Travelers booked on Ryanair flights dated March 29, 2026, or later are the direct exposure group, especially those relying on a specific day of week pattern to make hotels, tours, cruise calls, or inter island connections work. A low cost exit is not just a fare story, it is a resilience story, because fewer flights usually means fewer same day alternatives when weather, air traffic control, or mechanical issues knock a schedule off plan.

Independent travelers are more exposed than package travelers because they often build tighter self connects. In the Azores context, that usually shows up as a mainland Portugal connection at Lisbon Humberto Delgado Airport (LIS) or Porto Francisco Sá Carneiro Airport (OPO), then a short window to reach a ferry, a local flight, or a prepaid tour. When one carrier drops out, remaining carriers can sell out peak departures faster, and a missed connection can force an overnight in Lisbon or Porto, which then compresses island time and shifts hotel demand into fewer nights.

Travel advisors should expect more rebooking requests for April through October 2026 departures, plus a second wave if fares rise enough that clients consider changing islands, changing travel dates, or switching to a different Atlantic destination.

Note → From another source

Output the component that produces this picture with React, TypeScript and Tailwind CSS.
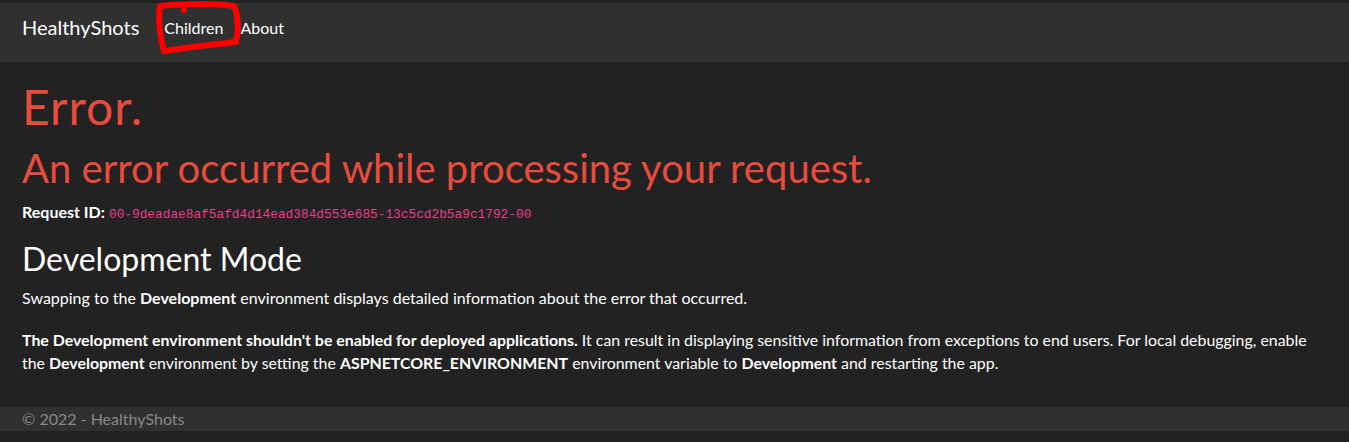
const App = () => {
  return (
    <div className="min-h-[442px] bg-[#222222] font-['Lato','Open_Sans',sans-serif] text-[16px] leading-[23px] text-white">
      <div className="h-[3px]" />
      <nav className="relative h-[59px] bg-[#303030] px-[22px]">
        <div className="flex h-[48px] items-center">
          <a className="mr-[25px] text-[20px] leading-[30px] text-white" href="#">HealthyShots</a>
          <a className="mr-[17px] text-white" href="#">Children</a>
          <a className="text-white" href="#">About</a>
        </div>
        <svg className="pointer-events-none absolute left-0 top-[-3px]" width="260" height="62" viewBox="0 0 260 62">
          <path
            d="M 236 41 C 239 30, 238 14, 234 6 C 212 3, 184 4, 160 6 C 158 20, 160 38, 164 51 C 186 48, 214 44, 236 42"
            fill="none"
            stroke="#ff0000"
            strokeWidth="6"
            strokeLinecap="round"
            strokeLinejoin="round"
          />
          <circle cx="184" cy="10" r="3" fill="#ff0000" />
        </svg>
      </nav>

      <main className="px-[22px] pt-[16px] pb-[33px]">
        <h1 className="mb-[8px] text-[48px] leading-[1.2] tracking-[1px] text-[#e74c3c]">Error.</h1>
        <h2 className="mb-[8px] text-[40px] leading-[1.2] text-[#e74c3c]">An error occurred while processing your request.</h2>
        <p className="mb-[14px]">
          <strong>Request ID:</strong>{" "}
          <code className="font-['Liberation_Mono',monospace] text-[12.8px] text-[#e83e8c]">
            00-9deadae8af5afd4d14ead384d553e685-13c5cd2b5a9c1792-00
          </code>
        </p>
        <h3 className="mb-[8px] text-[32px] leading-[1.2]">Development Mode</h3>
        <p className="mb-[19px]">
          Swapping to the <strong>Development</strong> environment displays detailed information about the error that occurred.
        </p>
        <p className="text-[15.9px]">
          <strong>The Development environment shouldn't be enabled for deployed applications.</strong> It can result in
          displaying sensitive information from exceptions to end users. For local debugging, enable the{" "}
          <strong>Development</strong> environment by setting the <strong>ASPNETCORE_ENVIRONMENT</strong> environment
          variable to <strong>Development</strong> and restarting the app.
        </p>
      </main>

      <footer className="h-[24px] bg-[#303030] px-[22px] leading-[24px] text-[#888888]">
        &copy; 2022 - HealthyShots
      </footer>
    </div>
  );
};

export default App;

The situation also sits inside a broader Ryanair pattern of publicly tying route decisions to taxes and airport fees, which makes follow on network announcements possible even after this Azores decision is finalized. For similar dynamics, see Ryanair Charleroi Flight Cuts Begin April 2026.

What Travelers Should Do

If you are traveling after March 29, 2026, check whether your itinerary contains any Ryanair segments touching the Azores, then reprice the trip on alternative carriers before you change hotels or tours. Where possible, favor itineraries with multiple flights per day between the mainland and your island gateway, because frequency is what protects you when irregular operations hit.

Use a simple threshold for action versus waiting. If your Azores arrival is same day critical, for example a cruise embarkation, a fixed date tour, or a short stay of four nights or fewer, treat the loss of a nonstop as a rebook trigger rather than a monitor item. If your trip is longer and flexible, the better play is often to lock a refundable or changeable flight now, then reassess if added capacity appears later.

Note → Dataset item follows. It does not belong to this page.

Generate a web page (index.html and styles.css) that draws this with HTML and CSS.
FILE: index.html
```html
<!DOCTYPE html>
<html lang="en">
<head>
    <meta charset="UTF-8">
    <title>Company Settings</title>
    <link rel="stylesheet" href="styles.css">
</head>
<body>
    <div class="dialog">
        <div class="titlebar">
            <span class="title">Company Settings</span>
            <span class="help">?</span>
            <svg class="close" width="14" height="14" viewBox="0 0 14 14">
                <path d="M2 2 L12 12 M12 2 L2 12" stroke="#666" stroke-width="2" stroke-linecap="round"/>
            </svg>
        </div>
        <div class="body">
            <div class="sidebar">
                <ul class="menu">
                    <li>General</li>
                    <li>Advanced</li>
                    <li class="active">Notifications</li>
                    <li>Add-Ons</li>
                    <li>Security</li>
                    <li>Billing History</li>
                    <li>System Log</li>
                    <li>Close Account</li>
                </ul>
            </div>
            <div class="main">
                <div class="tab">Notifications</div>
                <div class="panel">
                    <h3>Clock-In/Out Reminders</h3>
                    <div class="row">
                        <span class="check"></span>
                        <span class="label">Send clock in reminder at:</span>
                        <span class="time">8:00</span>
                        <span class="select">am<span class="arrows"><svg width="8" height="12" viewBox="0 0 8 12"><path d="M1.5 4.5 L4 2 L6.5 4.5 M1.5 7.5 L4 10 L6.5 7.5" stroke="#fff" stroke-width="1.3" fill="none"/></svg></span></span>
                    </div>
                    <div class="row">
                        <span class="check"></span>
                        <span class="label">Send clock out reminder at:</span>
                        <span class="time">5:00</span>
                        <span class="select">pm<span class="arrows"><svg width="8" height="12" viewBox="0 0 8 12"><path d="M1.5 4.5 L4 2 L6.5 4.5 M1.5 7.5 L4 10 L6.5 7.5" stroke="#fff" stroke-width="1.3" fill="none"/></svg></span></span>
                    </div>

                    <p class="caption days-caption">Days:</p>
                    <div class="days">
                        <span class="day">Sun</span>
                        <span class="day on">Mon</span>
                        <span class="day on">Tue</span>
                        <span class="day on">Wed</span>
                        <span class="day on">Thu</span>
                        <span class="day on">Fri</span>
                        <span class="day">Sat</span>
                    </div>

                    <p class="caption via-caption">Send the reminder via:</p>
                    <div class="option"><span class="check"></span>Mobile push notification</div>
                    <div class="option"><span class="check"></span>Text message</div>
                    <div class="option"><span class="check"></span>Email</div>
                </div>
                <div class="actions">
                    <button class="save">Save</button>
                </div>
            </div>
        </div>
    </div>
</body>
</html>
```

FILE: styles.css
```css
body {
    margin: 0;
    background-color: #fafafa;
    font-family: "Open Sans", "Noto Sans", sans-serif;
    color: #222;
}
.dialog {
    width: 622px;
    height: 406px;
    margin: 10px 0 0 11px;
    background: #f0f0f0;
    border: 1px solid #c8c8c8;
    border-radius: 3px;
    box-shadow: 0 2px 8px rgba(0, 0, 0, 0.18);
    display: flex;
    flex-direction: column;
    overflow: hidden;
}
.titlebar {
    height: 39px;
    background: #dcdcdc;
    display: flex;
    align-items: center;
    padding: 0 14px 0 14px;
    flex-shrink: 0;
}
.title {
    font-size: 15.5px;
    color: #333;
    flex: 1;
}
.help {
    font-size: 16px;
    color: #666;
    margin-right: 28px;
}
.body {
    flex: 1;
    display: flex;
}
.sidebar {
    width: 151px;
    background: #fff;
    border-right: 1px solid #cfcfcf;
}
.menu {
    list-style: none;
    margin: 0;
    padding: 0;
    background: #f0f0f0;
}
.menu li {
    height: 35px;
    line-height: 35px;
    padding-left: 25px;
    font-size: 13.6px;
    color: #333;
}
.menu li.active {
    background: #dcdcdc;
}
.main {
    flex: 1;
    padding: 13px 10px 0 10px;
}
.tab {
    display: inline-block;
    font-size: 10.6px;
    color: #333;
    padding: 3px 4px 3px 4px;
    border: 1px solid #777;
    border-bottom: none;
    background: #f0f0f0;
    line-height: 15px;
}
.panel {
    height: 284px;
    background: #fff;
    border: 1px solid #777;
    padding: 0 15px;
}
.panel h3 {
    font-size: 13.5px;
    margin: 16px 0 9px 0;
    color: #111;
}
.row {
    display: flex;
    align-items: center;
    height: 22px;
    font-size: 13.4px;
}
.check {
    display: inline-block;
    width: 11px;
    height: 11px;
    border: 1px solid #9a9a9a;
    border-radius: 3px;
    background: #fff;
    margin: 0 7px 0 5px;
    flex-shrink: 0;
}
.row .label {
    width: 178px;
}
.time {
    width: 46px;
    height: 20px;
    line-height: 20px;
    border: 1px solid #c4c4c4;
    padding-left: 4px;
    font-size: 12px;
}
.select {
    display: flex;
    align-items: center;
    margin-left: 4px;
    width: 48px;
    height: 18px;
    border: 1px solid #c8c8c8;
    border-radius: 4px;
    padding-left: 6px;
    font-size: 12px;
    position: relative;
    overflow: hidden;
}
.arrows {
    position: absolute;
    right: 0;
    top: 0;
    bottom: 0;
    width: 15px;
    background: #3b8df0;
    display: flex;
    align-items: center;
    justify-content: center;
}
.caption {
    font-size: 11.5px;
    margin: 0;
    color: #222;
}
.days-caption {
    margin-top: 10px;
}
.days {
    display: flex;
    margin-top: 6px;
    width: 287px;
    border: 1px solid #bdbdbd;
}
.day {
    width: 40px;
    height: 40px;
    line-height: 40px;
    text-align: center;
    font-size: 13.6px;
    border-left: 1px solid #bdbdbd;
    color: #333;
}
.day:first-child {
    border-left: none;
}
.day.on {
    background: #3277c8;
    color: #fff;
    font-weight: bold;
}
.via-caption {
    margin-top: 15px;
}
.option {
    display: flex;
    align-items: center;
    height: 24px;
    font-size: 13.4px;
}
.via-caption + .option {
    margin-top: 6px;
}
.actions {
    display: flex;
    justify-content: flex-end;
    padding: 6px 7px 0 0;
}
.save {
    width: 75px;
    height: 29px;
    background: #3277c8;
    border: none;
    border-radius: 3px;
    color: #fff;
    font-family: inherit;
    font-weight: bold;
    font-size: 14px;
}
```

Over the next 24 to 72 hours, monitor three things: airline schedule change notices tied to the March 29, 2026 switchover, any added frequencies by TAP Air Portugal or Azores Airlines on the Lisbon and Porto links, and whether British Airways expands or adjusts its seasonal London Heathrow coverage into João Paulo II Airport (PDL).

Background

Ryanair's public explanation centers on cost. In its announcement, the airline says airport fees set by ANA, a sharp rise in Portuguese air traffic control charges, and a new €2.00 (EUR) per passenger travel tax make the Azores network uneconomic, and it frames the March 29, 2026 pullout as a redeployment of aircraft to lower cost airports elsewhere. Portuguese officials have publicly pushed back on Ryanair's framing in local reporting, which is a reminder that pricing, taxes, and airport fee politics can keep evolving even after schedules are pulled.

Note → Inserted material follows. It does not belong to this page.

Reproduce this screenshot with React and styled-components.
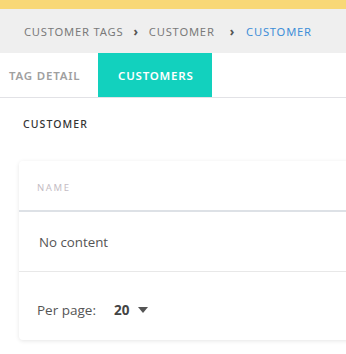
import React from "react";
import styled, { createGlobalStyle } from "styled-components";

const GlobalStyle = createGlobalStyle`
  body {
    margin: 0;
    background: #fff;
    overflow: hidden;
    font-family: "Open Sans", "Liberation Sans", sans-serif;
  }
`;

const Page = styled.div`
  width: 346px;
  height: 354px;
  overflow: hidden;
`;

const TopStripe = styled.div`
  height: 9px;
  background: #f8d877;
`;

const Breadcrumbs = styled.nav`
  height: 44px;
  background: #efefef;
  display: flex;
  align-items: center;
  padding-left: 24px;
  font-family: "Noto Sans", sans-serif;
  font-size: 11.2px;
  letter-spacing: 0.8px;
  white-space: nowrap;
`;

const Crumb = styled.span`
  color: ${(p) => (p.$active ? "#3d8ed8" : "#7a7a7a")};
`;

const Chevron = styled.span`
  color: #555;
  font-weight: 800;
  font-size: 12px;
  margin: 0 ${(p) => p.$right}px 0 ${(p) => p.$left}px;
`;

const Tabs = styled.div`
  height: 44px;
  display: flex;
  border-bottom: 1px solid #e2e2e6;
`;

const Tab = styled.div`
  display: flex;
  align-items: center;
  flex: none;
  padding-left: ${(p) => (p.$first ? 9 : 20)}px;
  width: ${(p) => p.$width}px;
  box-sizing: border-box;
  white-space: nowrap;
  font-family: "Noto Sans", sans-serif;
  font-size: 11.5px;
  font-weight: 600;
  letter-spacing: 0.8px;
  color: ${(p) => (p.$active ? "#fff" : "#a0a0a0")};
  background: ${(p) => (p.$active ? "#12d1be" : "transparent")};
`;

const SectionLabel = styled.h2`
  margin: 0;
  padding: 19px 0 0 23px;
  height: 44px;
  box-sizing: border-box;
  font-family: "Noto Sans", sans-serif;
  font-size: 10.5px;
  font-weight: 500;
  letter-spacing: 1.1px;
  color: #333;
`;

const Card = styled.div`
  margin: 19px 0 0 19px;
  width: 340px;
  background: #fff;
  border-radius: 4px;
  box-shadow: 0 1px 4px rgba(0, 0, 0, 0.1);
`;

const HeadRow = styled.div`
  height: 51px;
  display: flex;
  align-items: center;
  padding: 4px 0 0 18px;
  box-sizing: border-box;
  border-bottom: 2px solid #dde1e6;
  font-family: "Noto Sans", sans-serif;
  font-size: 9.5px;
  letter-spacing: 1.6px;
  color: #c4bcc4;
`;

const EmptyRow = styled.div`
  height: 59px;
  display: flex;
  align-items: center;
  padding-left: 20px;
  border-bottom: 1px solid #e8e8e8;
  font-size: 13.3px;
  color: #555;
`;

const Footer = styled.div`
  height: 68px;
  display: flex;
  align-items: center;
  padding: 8px 0 0 18px;
  box-sizing: border-box;
  font-size: 13.5px;
  color: #555;
`;

const PerPageValue = styled.span`
  font-weight: 700;
  margin-left: 18px;
  color: #444;
`;

const Caret = styled.span`
  display: inline-block;
  margin-left: 9px;
  border-left: 5.5px solid transparent;
  border-right: 5.5px solid transparent;
  border-top: 6px solid #555;
`;

export default function App() {
  return (
    <Page>
      <GlobalStyle />
      <TopStripe />
      <Breadcrumbs>
        <Crumb>CUSTOMER TAGS</Crumb>
        <Chevron $left={10} $right={10}>›</Chevron>
        <Crumb>CUSTOMER</Crumb>
        <Chevron $left={15} $right={11}>›</Chevron>
        <Crumb $active>CUSTOMER</Crumb>
      </Breadcrumbs>
      <Tabs>
        <Tab $first $width={98}>TAG DETAIL</Tab>
        <Tab $active $width={114}>CUSTOMERS</Tab>
      </Tabs>
      <SectionLabel>CUSTOMER</SectionLabel>
      <Card>
        <HeadRow>NAME</HeadRow>
        <EmptyRow>No content</EmptyRow>
        <Footer>
          Per page:
          <PerPageValue>20</PerPageValue>
          <Caret />
        </Footer>
      </Card>
    </Page>
  );
}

For travelers, the way this propagates through the travel system is mostly about capacity and recovery. The first order impact is at the source: fewer seats to João Paulo II Airport (PDL) and Lajes Airport (TER) means fewer low fare options, fewer day of week choices, and less ability to "fix it same day" when a flight cancels. The second order ripple hits the mainland hubs and the ground layer. More travelers will funnel through Lisbon Humberto Delgado Airport (LIS) and Porto Francisco Sá Carneiro Airport (OPO) on the remaining carriers, which increases misconnect exposure during ATC constrained days, and it also increases pressure on airport hotels and late night ground transport when stranded passengers need a place to sleep.

There is also an intra destination ripple. When flight options narrow, travelers often shift islands, shift lodging bases, or change trip length to match the remaining flight calendar, and that can create uneven hotel demand across the archipelago. It is similar to what happens after weather disruptions, where transport constraints force people into fewer workable arrival days, and inventory tightens quickly once everyone is chasing the same replacement pattern. For a reminder of how quickly Azores transport constraints can cascade across flights, ferries, and cruise calls, see Azores transport after Gabrielle: ferries, flights, cruise calls.

Replacement options exist, but they shift the planning posture. TAP Air Portugal and Azores Airlines both sell service on key mainland Portugal links to Ponta Delgada and Terceira, and British Airways markets seasonal London Heathrow flights into Ponta Delgada, which can reduce the need for a mainland connection for some UK travelers. The main tradeoff is that, without Ryanair's low fare pressure, prices may trend higher in peak weeks, and schedule resilience may depend more on building generous connection times and choosing routings with multiple daily backups.